For over thirty years, the Electronic Frontier Foundation (EFF) has awarded those paving the way for freedom and innovation in the digital world. Countless luminaries working in digital privacy and free speech gathered for this Pioneer Award Ceremony in San Francisco over the decades. This year, we are excited to relaunch that annual celebration as the first-ever EFF Awards!
The EFF Awards is a new ceremony dedicated to the growing digital rights communities whose technical, social, economic, and cultural contributions are changing the world. We can feel the impact of their work in diverse fields such as journalism, art, digital access, legislation, tech development, and law.
All are invited to attend the EFF Awards ceremony! The celebration will begin at 6 pm. PT, Thursday, November 10 at The Regency Lodge, 1290 Van Ness Ave. in San Francisco. Register today to attend in person. At 7 pm PT, the awards ceremony will stream live and free on Twitch, YouTube, Facebook, and Twitter.
We are honored to present our three winners of this year's EFF Awards: Alaa Abd El-Fattah, Digital Defense Fund, and Kyle Wiens. But before the ceremony kick off, we want to take a closer look at each of our honorees. Up next, Kyle Wiens, EFF Award for Right to Repair Advocacy:
Kyle Wiens, 38, is CEO and co-founder of iFixit and a godfather of the Right to Repair movement who has empowered millions of people to fix their own goods, keep jobs, and reduce waste, while also helping to win major exemptions to the Digital Millennium Copyright Act.
Wiens and Luke Soules launched iFixit in 2003 in their dorm room at California Polytechnic State University San Luis Obispo, posting a step-by-step repair guide online for Wiens’ broken laptop. As manufacturers used legal threats to limit access to repair manuals, they worked with their rapidly growing community to create homemade step-by-step illustrated repair guides of their own. Today, iFixit is a collaborative effort spanning thousands of fixers, repair seekers, and translators that provides over 80,000 free open-source repair guides for many thousands of devices. The company takes apart and rates products for ease of repairability, inspiring labeling regulations in Europe that are shaping new product designs.
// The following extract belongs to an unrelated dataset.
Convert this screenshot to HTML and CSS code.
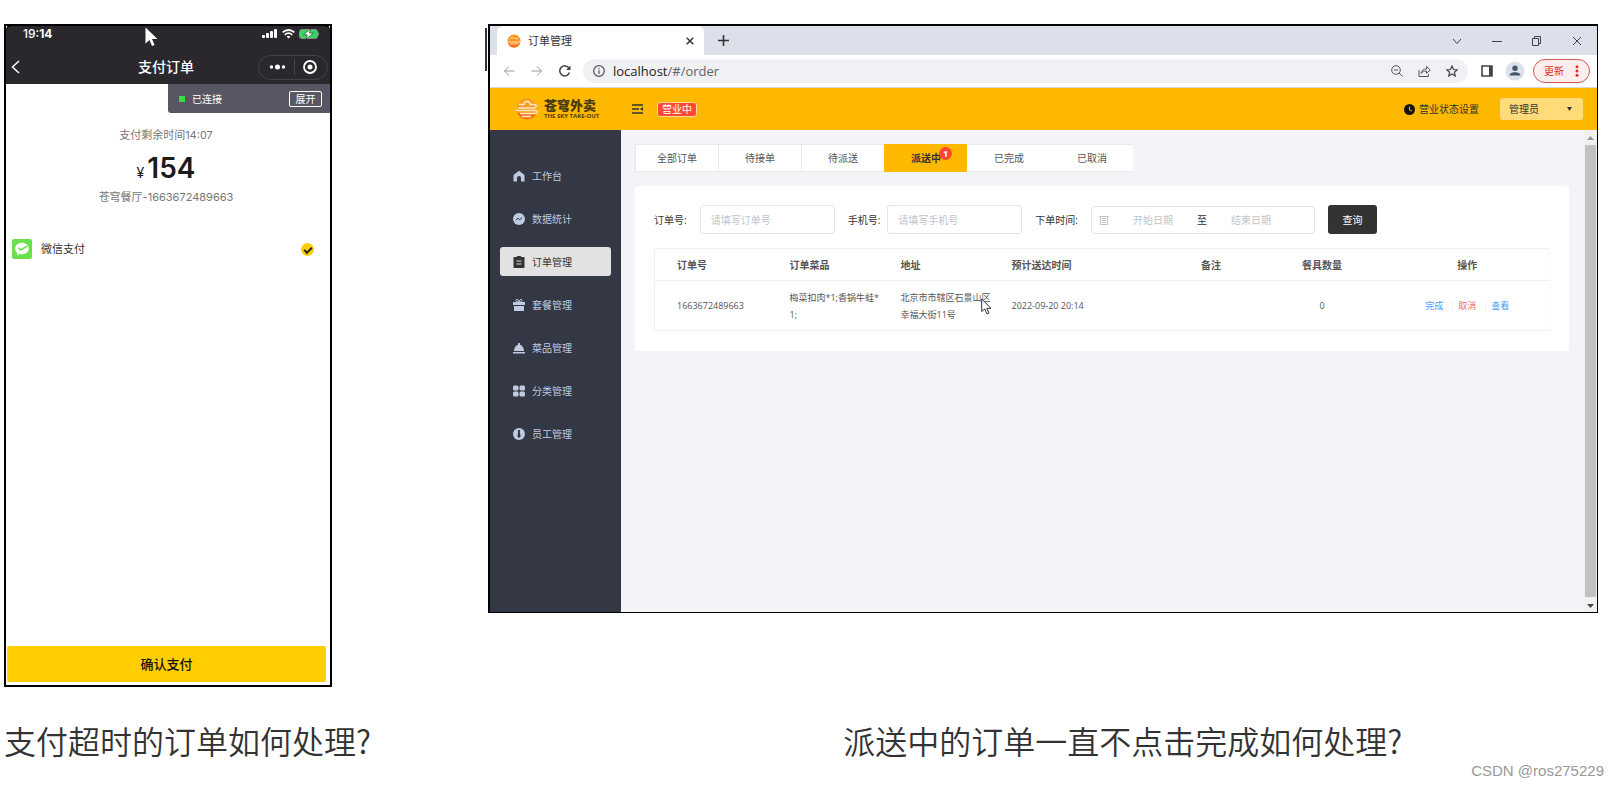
FILE: index.html
```
<!DOCTYPE html>
<html lang="zh-CN">
<head>
    <meta charset="UTF-8">
    <meta name="viewport" content="width=device-width, initial-scale=1.0">
    <title>订单管理</title>
    <link rel="stylesheet" href="styles.css">
</head>
<body>
    <main class="board">
        <!-- Mini program payment page -->
        <section class="phone">
            <div class="phone-top">
                <div class="status-bar">
                    <span class="clock">19:<b>14</b></span>
                    <span class="status-icons">
                        <svg width="16" height="9" viewBox="0 0 16 9" fill="#fff"><rect x="0" y="6" width="3" height="3" rx="1"/><rect x="4" y="4" width="3" height="5" rx="1"/><rect x="8" y="2" width="3" height="7" rx="1"/><rect x="12" y="0" width="3" height="9" rx="1"/></svg>
                        <svg width="13" height="10" viewBox="0 0 13 10" fill="none" stroke="#fff" stroke-width="1.8"><path d="M.7 3.4C4 .2 9 .2 12.300 3.400M2.800 5.800C5 3.800 8 3.800 10.200 5.800"/><path d="M4.600 7.500 6.500 9.600 8.400 7.500C7.300 6.600 5.700 6.600 4.600 7.500z" fill="#fff" stroke="none"/></svg>
                        <svg width="21" height="10" viewBox="0 0 21 10"><rect x=".5" y=".5" width="18" height="9" rx="2.500" fill="#35d65c" stroke="#8d8d90"/><path d="M19.500 3.500v3" stroke="#8d8d90"/><path d="M11.500 0 4.500 5.800h3.800L7 10 14.500 4.100h-4.100z" fill="#fff" stroke="#2a282d" stroke-width=".6"/></svg>
                    </span>
                </div>
                <div class="nav-bar">
                    <button class="back" aria-label="返回"><svg width="9" height="14" viewBox="0 0 9 14" fill="none" stroke="#fff" stroke-width="1.500"><path d="M8 1 1.500 7 8 13"/></svg></button>
                    <h1>支付订单</h1>
                    <div class="capsule">
                        <svg width="17" height="6" viewBox="0 0 17 6" fill="#fff"><circle cx="2.500" cy="3" r="1.700"/><circle cx="8.500" cy="3" r="2.500"/><circle cx="14.500" cy="3" r="1.700"/></svg>
                        <i></i>
                        <svg width="14" height="14" viewBox="0 0 14 14"><circle cx="7" cy="7" r="6" fill="none" stroke="#fff" stroke-width="1.800"/><circle cx="7" cy="7" r="2.500" fill="#fff"/></svg>
                    </div>
                </div>
                <svg class="phone-pointer" width="13" height="20" viewBox="0 0 13 20"><path d="M.5.5v16l4-3.500 2.500 6 2.500-1-2.500-6h5.500z" fill="#fff"/></svg>
            </div>
            <div class="debug-bar">
                <i></i><span>已连接</span><button>展开</button>
            </div>
            <div class="pay-info">
                <p>支付剩余时间14:07</p>
                <p class="amount"><small>¥</small>154</p>
                <p>苍穹餐厅-1663672489663</p>
            </div>
            <label class="pay-method">
                <svg width="20" height="20" viewBox="0 0 20 20"><rect width="20" height="20" rx="2" fill="#6ae04d"/><path d="M10 3.800c4 0 6.800 2.500 6.800 5.700s-2.800 5.800-6.800 5.800c-.8 0-1.700-.1-2.400-.3L5 16.400l.5-2.300c-1.500-1.100-2.300-2.700-2.300-4.600 0-3.200 2.800-5.700 6.800-5.700z" fill="#fff"/><path d="M6.500 8.800 8.700 11 15.500 6.800" fill="none" stroke="#6ae04d" stroke-width="1.500"/></svg>
                <span>微信支付</span>
                <input type="radio" name="pay" checked>
            </label>
            <button class="confirm">确认支付</button>
        </section>

        <!-- Admin page in a browser window -->
        <section class="browser">
            <div class="tab-strip">
                <div class="browser-tab">
                    <svg width="14" height="14" viewBox="0 0 14 14"><circle cx="7" cy="7" r="6.500" fill="#ff9420"/><path d="M1 9.500h12A6.500 6.500 0 0 1 1 9.500z" fill="#ff6b16"/><path d="M3 5.500c0-2 3-2 3.500-1.500s4 0 4.500 1.500M1 8h12M3 10h8" fill="none" stroke="#ffe3b5"/></svg>
                    <span>订单管理</span>
                    <svg width="8" height="8" viewBox="0 0 8 8" stroke="#333" stroke-width="1.500"><path d="m.7.7 6.600 6.600M7.300.7.7 7.300"/></svg>
                </div>
                <svg class="new-tab" width="11" height="11" viewBox="0 0 11 11" stroke="#333" stroke-width="1.600"><path d="M5.500 0v11M0 5.500h11"/></svg>
                <div class="window-controls">
                    <svg width="10" height="10" viewBox="0 0 10 10"><path d="m1 3 4 4.500L9 3"/></svg>
                    <svg width="10" height="10" viewBox="0 0 10 10"><path d="M0 5.500h10"/></svg>
                    <svg width="10" height="10" viewBox="0 0 10 10"><path d="M.5 2.500h6v7h-6zM2.500 2.500v-2h6v7h-2"/></svg>
                    <svg width="10" height="10" viewBox="0 0 10 10"><path d="m1 1 8 8M9 1 1 9"/></svg>
                </div>
            </div>

            <div class="toolbar">
                <svg width="12" height="12" viewBox="0 0 12 12" stroke="#999"><path d="M11.500 6H1.500M6 1.500 1.500 6 6 10.500"/></svg>
                <svg width="12" height="12" viewBox="0 0 12 12" stroke="#999"><path d="M.5 6h10M6 1.500 10.500 6 6 10.500"/></svg>
                <svg width="12" height="12" viewBox="0 0 12 12" stroke="#444" stroke-width="1.500"><path d="M10.500 7.500A5 5 0 1 1 10 3.200"/><path d="M11.500.5v4.500H7z" fill="#444" stroke="none"/></svg>
                <div class="omnibox">
                    <svg width="12" height="12" viewBox="0 0 12 12" stroke="#555" stroke-width="1.200"><circle cx="6" cy="6" r="5.300"/><path d="M6 5.300V9M6 3v1.300"/></svg>
                    <span class="url"><b>localhost</b>/#/order</span>
                    <svg width="12" height="12" viewBox="0 0 12 12" stroke="#555"><circle cx="5" cy="5" r="4.300"/><path d="m8 8 3.500 3.500M3 5h4"/></svg>
                    <svg width="13" height="12" viewBox="0 0 13 12" stroke="#555"><path d="M1 5v6.500h9.500V9M3 8.500c.5-3 2.500-4.500 5.500-4.500V1.500L12.300 5 8.500 8.300V6C6 6 4.500 6.500 3 8.500z"/></svg>
                    <svg width="12" height="12" viewBox="0 0 12 12" stroke="#444" stroke-width="1.200"><path d="M6 1 7.500 4.500l3.800.3-2.900 2.500.9 3.700L6 9l-3.300 2 .9-3.700L.7 4.800l3.800-.3z"/></svg>
                </div>
                <svg width="12" height="12" viewBox="0 0 12 12"><path d="M1 1h10v10H1z" stroke="#444" stroke-width="1.600"/><path d="M8 1h3v10H8z" fill="#444"/></svg>
                <svg width="20" height="20" viewBox="0 0 20 20"><circle cx="10" cy="10" r="9.500" fill="#dce1ea"/><circle cx="10" cy="7.200" r="2.700" fill="#45566b"/><path d="M4.500 14.500c0-4.500 11-4.500 11 0z" fill="#45566b"/></svg>
                <button class="update">更新 <svg width="4" height="12" viewBox="0 0 4 12" fill="#d93025"><circle cx="2" cy="1.800" r="1.500"/><circle cx="2" cy="6" r="1.500"/><circle cx="2" cy="10.200" r="1.500"/></svg></button>
            </div>

            <header class="app-header">
                <div class="brand">
                    <svg width="24" height="22" viewBox="0 0 24 22"><circle cx="12" cy="11" r="10.500" fill="#ff9a1c"/><path d="M2.500 15h19A10.500 10.500 0 0 1 2.500 15z" fill="#ff6a12"/><path d="M4 6.500h5c0-4 6-4 6 0h4c3 0 3 3.500 0 3.500H3M1 11.500c2 2 4 1 6 1h14M5 15.500h15c3 0 3-3 1-3M7 18.500h9" fill="none" stroke="#ffeccb" stroke-width="1.300"/></svg>
                    <div><strong>苍穹外卖</strong><small>THE SKY TAKE-OUT</small></div>
                </div>
                <svg class="fold" width="11" height="10" viewBox="0 0 11 10" stroke="#333" stroke-width="1.400"><path d="M0 1h11M0 5h7M0 9h11"/><path d="m11 3-3 2 3 2z" fill="#333" stroke="none"/></svg>
                <span class="open-tag">营业中</span>
                <button class="shop-state"><svg width="11" height="11" viewBox="0 0 11 11"><circle cx="5.500" cy="5.500" r="5.500" fill="#181408"/><path d="M5.500 2.500v3.500L8 7" fill="none" stroke="#ffb800"/></svg>营业状态设置</button>
                <div class="account">
                    <select aria-label="账号"><option>管理员</option></select>
                    <svg width="5" height="4" viewBox="0 0 5 4"><path d="M0 0h5L2.500 4z" fill="#333"/></svg>
                </div>
            </header>

            <div class="app-body">
                <nav class="sidebar">
                    <a href="#"><svg viewBox="0 0 12 12"><path d="M6 .8 11.500 5v6.500H8V8a2 2 0 0 0-4 0v3.500H.5V5z"/></svg>工作台</a>
                    <a href="#"><svg viewBox="0 0 12 12"><circle cx="6" cy="6" r="6"/><path d="m3 7.300 2-2.300 1.700 1.800L9 4.700" fill="none" stroke="#343744"/></svg>数据统计</a>
                    <a href="#" class="active"><svg viewBox="0 0 12 12"><path d="M.5 1h11v11H.5z"/><path d="M4 0h4v2H4z"/><path d="M3.500 5h5M3.500 8h5" stroke="#e2e2e2"/></svg>订单管理</a>
                    <a href="#"><svg viewBox="0 0 12 12"><path d="M0 3h12v3H0zM1 7h10v5H1z"/><path d="M6 3C2 3 2 .5 4 .5S6 3 6 3s0-2.500 2-2.500S10 3 6 3z" fill="none" stroke="#bfcbe0"/></svg>套餐管理</a>
                    <a href="#"><svg viewBox="0 0 12 12"><path d="M.8 9C1.200 5 3.500 3 5 2.700V1h2v1.700C8.500 3 10.800 5 11.200 9zM0 10h12v1.500H0z"/></svg>菜品管理</a>
                    <a href="#"><svg viewBox="0 0 12 12"><rect y=".5" width="5.500" height="5" rx="1.500"/><rect x="6.500" y=".5" width="5.500" height="5" rx="1.500"/><rect y="6.500" width="5.500" height="5" rx="1.500"/><rect x="6.500" y="6.500" width="5.500" height="5" rx="1.500"/></svg>分类管理</a>
                    <a href="#"><svg viewBox="0 0 12 12"><circle cx="6" cy="6" r="6"/><path d="M4.800 2h2.400L6.800 4l.8 4.500L6 10 4.400 8.500 5.200 4z" fill="#343744"/></svg>员工管理</a>
                </nav>

                <div class="content">
                    <div class="order-tabs">
                        <button>全部订单</button>
                        <button>待接单</button>
                        <button>待派送</button>
                        <button class="active">派送中<span class="badge">1</span></button>
                        <button>已完成</button>
                        <button>已取消</button>
                    </div>

                    <div class="card">
                        <form class="filters">
                            <label for="order-no">订单号:</label>
                            <input id="order-no" class="field" type="text" placeholder="请填写订单号">
                            <label for="phone-no">手机号:</label>
                            <input id="phone-no" class="field" type="text" placeholder="请填写手机号">
                            <label for="date-start">下单时间:</label>
                            <div class="date-range">
                                <svg width="10" height="10" viewBox="0 0 10 10" fill="none" stroke="#c0c4cc"><path d="M1.500 1v8.500h7V1M0 1.500h10M3 3.500h4M3 5.500h4M3 7.500h4"/></svg>
                                <input id="date-start" type="text" placeholder="开始日期">
                                <span>至</span>
                                <input type="text" placeholder="结束日期" aria-label="结束日期">
                            </div>
                            <button type="button" class="search">查询</button>
                        </form>

                        <table>
                            <thead>
                                <tr>
                                    <th class="col-no">订单号</th>
                                    <th class="col-dish">订单菜品</th>
                                    <th class="col-addr">地址</th>
                                    <th class="col-time">预计送达时间</th>
                                    <th class="col-note">备注</th>
                                    <th class="col-count">餐具数量</th>
                                    <th class="col-ops">操作</th>
                                </tr>
                            </thead>
                            <tbody>
                                <tr>
                                    <td class="col-no">1663672489663</td>
                                    <td>梅菜扣肉*1;香锅牛蛙*<br>1;</td>
                                    <td>北京市市辖区石景山区<br>幸福大街11号</td>
                                    <td>2022-09-20 20:14</td>
                                    <td></td>
                                    <td class="col-count">0</td>
                                    <td class="col-ops"><div class="ops"><a href="#">完成</a><a href="#" class="danger">取消</a><a href="#">查看</a></div></td>
                                </tr>
                            </tbody>
                        </table>
                        <svg class="table-pointer" width="11" height="17" viewBox="0 0 11 17"><path d="M.7 1v12.500L3.800 11l2.200 5 2-1-2.200-4.700h4.200z" fill="#fff" stroke="#333"/></svg>
                    </div>
                </div>

                <div class="scrollbar">
                    <svg width="7" height="4" viewBox="0 0 7 4"><path d="M3.500 0 7 4H0z" fill="#999"/></svg>
                    <i></i>
                    <svg width="7" height="4" viewBox="0 0 7 4"><path d="M0 0h7L3.500 4z" fill="#444"/></svg>
                </div>
            </div>
            <span class="caret"></span>
        </section>

        <h2 class="caption">支付超时的订单如何处理?</h2>
        <h2 class="caption caption-right">派送中的订单一直不点击完成如何处理?</h2>
    </main>
    <footer class="watermark">CSDN @ros275229</footer>
</body>
</html>
```
FILE: styles.css
```
:root {
    --yellow: #ffb800;
    --pay-yellow: #ffcd00;
    --dark: #2a282d;
    --sidebar: #343744;
    --sidebar-text: #bfcbe0;
    --line: #f0f1f3;
    --field-line: #e2e4e8;
    --placeholder: #c0c4cc;
}

* {
    margin: 0;
    padding: 0;
    box-sizing: border-box;
}

body {
    background: #fff;
    color: #333;
    font-family: "Open Sans", "Noto Sans CJK SC", sans-serif;
    font-size: 10px;
    line-height: 16px;
}

button,
input,
select {
    font: inherit;
    color: inherit;
    border: none;
    background: none;
}

a {
    color: inherit;
    text-decoration: none;
}

svg {
    display: block;
    flex-shrink: 0;
}

.board {
    display: grid;
    grid-template-columns: minmax(0, 328fr) minmax(0, 1110fr);
    gap: 31px 156px;
    align-items: start;
    padding: 24px 21px 0 4px;
}

/* Phone */
.phone {
    aspect-ratio: 328 / 663;
    display: flex;
    flex-direction: column;
    border: 2px solid #000;
    background: #fff;
    font-family: Inter, "Noto Sans CJK SC", sans-serif;
}

.phone-top {
    position: relative;
    background: var(--dark);
    color: #fff;
    border-radius: 6px 6px 0 0;
    box-shadow: 0 -2px 0 #000;
}

.status-bar {
    display: flex;
    justify-content: space-between;
    padding: 0 10px 0 17px;
    height: 15px;
}

.clock {
    font-size: 12px;
    font-weight: 500;
}

.status-icons {
    display: flex;
    align-items: center;
    gap: 4px;
}

.nav-bar {
    display: grid;
    grid-template-columns: 1fr auto 1fr;
    align-items: center;
    height: 43px;
    padding: 9px 2px 0;
}

.back {
    width: 9px;
    margin-left: 3px;
}

.nav-bar h1 {
    padding-right: 4px;
    font-size: 14px;
    font-weight: 500;
    line-height: 20px;
}

.capsule {
    justify-self: end;
    display: flex;
    align-items: center;
    justify-content: space-between;
    width: 70px;
    height: 25px;
    padding: 0 10px;
    border: 1px solid #444247;
    border-radius: 13px;
}

.capsule i {
    width: 1px;
    height: 16px;
    background: #48464b;
}

.phone-pointer {
    position: absolute;
    left: 43%;
    top: 1px;
}

.debug-bar {
    align-self: flex-end;
    display: flex;
    align-items: center;
    width: 50%;
    height: 29px;
    padding: 0 8px 0 11px;
    background: #595663;
    border-radius: 0 0 0 3px;
    color: #fff;
}

.debug-bar i {
    width: 6px;
    height: 6px;
    margin-right: 7px;
    background: #3ddc3d;
}

.debug-bar button {
    margin-left: auto;
    width: 33px;
    height: 16px;
    border: 1px solid #fff;
    border-radius: 2px;
    line-height: 14px;
}

.pay-info {
    padding: 12px 4px 0 0;
    text-align: center;
    color: #777;
    font-size: 11px;
    line-height: 20px;
}

.pay-info .amount {
    padding-top: 4px;
    color: #1b1b1b;
    font-size: 28px;
    font-weight: 600;
    line-height: 38px;
}

.amount small {
    margin-right: 3px;
    font-size: 14px;
    font-weight: 400;
    line-height: 14px;
}

.pay-method {
    display: flex;
    align-items: center;
    gap: 9px;
    margin-top: 32px;
    padding: 0 16px 0 6px;
    font-size: 11px;
}

.pay-method input {
    appearance: none;
    width: 13px;
    height: 13px;
    margin-left: auto;
    border-radius: 50%;
    background: var(--pay-yellow);
    display: grid;
    place-items: center;
}

.pay-method input::before {
    content: "";
    width: 6px;
    height: 3px;
    border-left: 2px solid #222;
    border-bottom: 2px solid #222;
    transform: rotate(-45deg);
}

.confirm {
    height: 36px;
    margin: auto 4px 3px 1px;
    border-radius: 2px;
    background: var(--pay-yellow);
    color: #111;
    font-size: 13px;
    font-weight: 500;
}

/* Browser window */
.browser {
    position: relative;
    aspect-ratio: 1110 / 589;
    display: flex;
    flex-direction: column;
    border: 2px solid #000;
    border-width: 2px 1px 1px 2px;
}

.caret {
    position: absolute;
    left: -5px;
    top: 2px;
    width: 2px;
    height: 43px;
    background: #333;
}

.tab-strip {
    display: flex;
    align-items: center;
    height: 29px;
    padding-left: 7px;
    background: #dce0ea;
}

.browser-tab {
    display: flex;
    align-items: center;
    gap: 7px;
    width: 207px;
    height: 29px;
    padding: 0 10px;
    border-radius: 6px 6px 0 0;
    background: #fff;
    font-size: 11px;
}

.browser-tab span {
    flex: 1;
}

.new-tab {
    margin-left: 14px;
}

.window-controls {
    display: flex;
    gap: 30px;
    margin-left: auto;
    padding-right: 15px;
}

.window-controls svg {
    fill: none;
    stroke: #444;
}

.toolbar {
    display: flex;
    align-items: center;
    gap: 16px;
    height: 33px;
    padding: 0 7px 0 13px;
    border-bottom: 1px solid #d8d8d8;
}

.toolbar > svg,
.omnibox svg {
    fill: none;
}

.omnibox {
    flex: 1;
    display: flex;
    align-items: center;
    gap: 15px;
    height: 24px;
    padding: 0 10px;
    margin: 0 -3px 0 -4px;
    border-radius: 12px;
    background: #f0f1f4;
}

.url {
    flex: 1;
    margin-left: -7px;
    color: #5f6368;
    font-size: 13px;
}

.url b {
    color: #222;
    font-weight: 400;
}

.toolbar > svg:nth-last-child(2) {
    margin: 0 -8px 0 -4px;
}

.update {
    display: flex;
    align-items: center;
    gap: 11px;
    height: 24px;
    padding: 0 10px;
    border: 1px solid #d05a50;
    border-radius: 12px;
    background: #fdeeee;
    color: #d93025;
}

/* Admin app */
.app-header {
    display: flex;
    align-items: center;
    height: 42px;
    padding-right: 14px;
    background: var(--yellow);
}

.brand {
    display: flex;
    align-items: center;
    gap: 5px;
    width: 142px;
    padding-left: 25px;
    color: #4a3a12;
}

.brand strong {
    display: block;
    font-size: 13px;
    font-weight: 900;
    line-height: 14px;
}

.brand small {
    display: block;
    font-size: 6px;
    font-weight: 700;
    line-height: 8px;
    white-space: nowrap;
}

.open-tag {
    margin-left: 14px;
    padding: 0 4px;
    border: 1px solid #ffd9a0;
    border-radius: 3px;
    background: #ff4931;
    color: #fff;
    line-height: 13px;
}

.shop-state {
    display: flex;
    align-items: center;
    gap: 4px;
    margin-left: auto;
}

.account {
    display: flex;
    align-items: center;
    width: 83px;
    height: 22px;
    margin-left: 21px;
    padding: 0 11px 0 9px;
    border-radius: 3px;
    background: #ffdb7a;
}

.account select {
    flex: 1;
    appearance: none;
}

.app-body {
    flex: 1;
    display: flex;
    background: #f3f4f7;
}

.sidebar {
    display: flex;
    flex-direction: column;
    gap: 14px;
    width: 131px;
    padding: 31px 10px;
    background: var(--sidebar);
    color: var(--sidebar-text);
}

.sidebar a {
    display: flex;
    align-items: center;
    gap: 7px;
    height: 29px;
    padding-left: 13px;
    border-radius: 3px;
}

.sidebar svg {
    width: 12px;
    height: 12px;
    fill: currentColor;
}

.sidebar .active {
    background: #e2e2e2;
    color: #333;
}

.content {
    flex: 1;
    min-width: 0;
    padding: 14px 15px 0 14px;
}

.order-tabs {
    display: flex;
}

.order-tabs button {
    width: 83px;
    height: 28px;
    border: 1px solid #e8e9eb;
    border-width: 1px 0 1px 1px;
    background: #fff;
    color: #555;
}

.order-tabs .active {
    position: relative;
    border-color: var(--yellow);
    background: var(--yellow);
    color: #333;
    font-weight: 700;
}

.order-tabs .active ~ button {
    border-left-color: #fff;
}

.badge {
    position: absolute;
    top: 2px;
    right: 15px;
    width: 13px;
    height: 13px;
    border-radius: 50%;
    background: #ff4433;
    color: #fff;
    font-size: 9px;
    line-height: 13px;
}

.card {
    position: relative;
    margin-top: 14px;
    padding: 19px 19px 20px;
    border-radius: 3px;
    background: #fff;
}

.filters {
    display: flex;
    align-items: center;
    margin-bottom: 14px;
}

.filters label + .field,
.filters .date-range {
    margin: 0 13px;
}

.filters .field {
    width: 135px;
    height: 29px;
    padding: 0 10px;
    border: 1px solid var(--field-line);
    border-radius: 3px;
}

.filters #phone-no {
    margin-left: 7px;
}

.filters ::placeholder {
    color: var(--placeholder);
}

.date-range {
    display: flex;
    align-items: center;
    width: 224px;
    height: 28px;
    padding: 0 7px;
    border: 1px solid var(--field-line);
    border-radius: 3px;
}

.date-range input {
    width: 88px;
    text-align: center;
}

.search {
    width: 49px;
    height: 29px;
    border-radius: 3px;
    background: #333;
    color: #fff;
}

table {
    width: 100%;
    table-layout: fixed;
    border-collapse: collapse;
    border: 1px solid var(--line);
    border-right-color: #fafafa;
    color: #555;
}

th,
td {
    padding: 0 10px;
    border-bottom: 1px solid var(--line);
    text-align: left;
    white-space: nowrap;
}

th {
    height: 32px;
    font-weight: 700;
}

td {
    height: 50px;
    font-size: 9px;
    line-height: 17px;
}

.col-no {
    width: 125px;
    padding-left: 22px;
}

.col-dish,
.col-addr,
.col-note,
.col-count {
    width: 111px;
}

.col-time {
    width: 154px;
}

th.col-note,
.col-count,
.col-ops {
    text-align: center;
}

.col-ops {
    padding-left: 18px;
}

.ops {
    display: flex;
    justify-content: center;
    padding-left: 9px;
    color: #409eff;
}

.ops a {
    padding-right: 9px;
    line-height: 10px;
}

.ops a + a {
    padding-left: 5px;
    border-left: 1px solid var(--line);
}

.ops .danger {
    color: #f56c6c;
}

.table-pointer {
    position: absolute;
    left: 37%;
    top: 112px;
}

.scrollbar {
    display: flex;
    flex-direction: column;
    align-items: center;
    gap: 5px;
    width: 13px;
    padding: 6px 0 4px;
    background: #f1f1f1;
}

.scrollbar i {
    flex: 1;
    width: 11px;
    margin-bottom: 2px;
    background: #c1c1c1;
}

/* Captions */
.caption {
    font-family: "Noto Sans CJK SC", sans-serif;
    font-size: 32px;
    font-weight: 350;
    line-height: 44px;
    white-space: nowrap;
}

.caption-right {
    padding-left: 32%;
}

.watermark {
    padding-right: 15px;
    color: #999;
    font-family: "Liberation Sans", sans-serif;
    font-size: 15px;
    line-height: 18px;
    text-align: right;
}
```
Starting in 2012, Wiens joined with EFF and other organizations to successfully petition the U.S. Copyright Office for sweeping Right to Repair reforms including the rights to repair medical equipment, unlock phones, repair vehicles and farm equipment by modifying their software, and have third parties perform repairs on an owner’s behalf. In the latest round, the Copyright Office granted a broad exemption for repair of smartphones, home appliances, or home systems. Wiens also has been a stalwart crusader for congressional action to clarify and codify fixers’ and consumers’ rights.
Through it all, Wiens has tirelessly championed the Right to Repair not only as a basic digital freedom, but also as a job creator for countless fixers and a sustainable environmental imperative that keeps tons of e-waste out of landfills. “Our planet is impacted by consumption to a degree that no one expected and few understand,” he says. “I’m trying to get a handle on it.”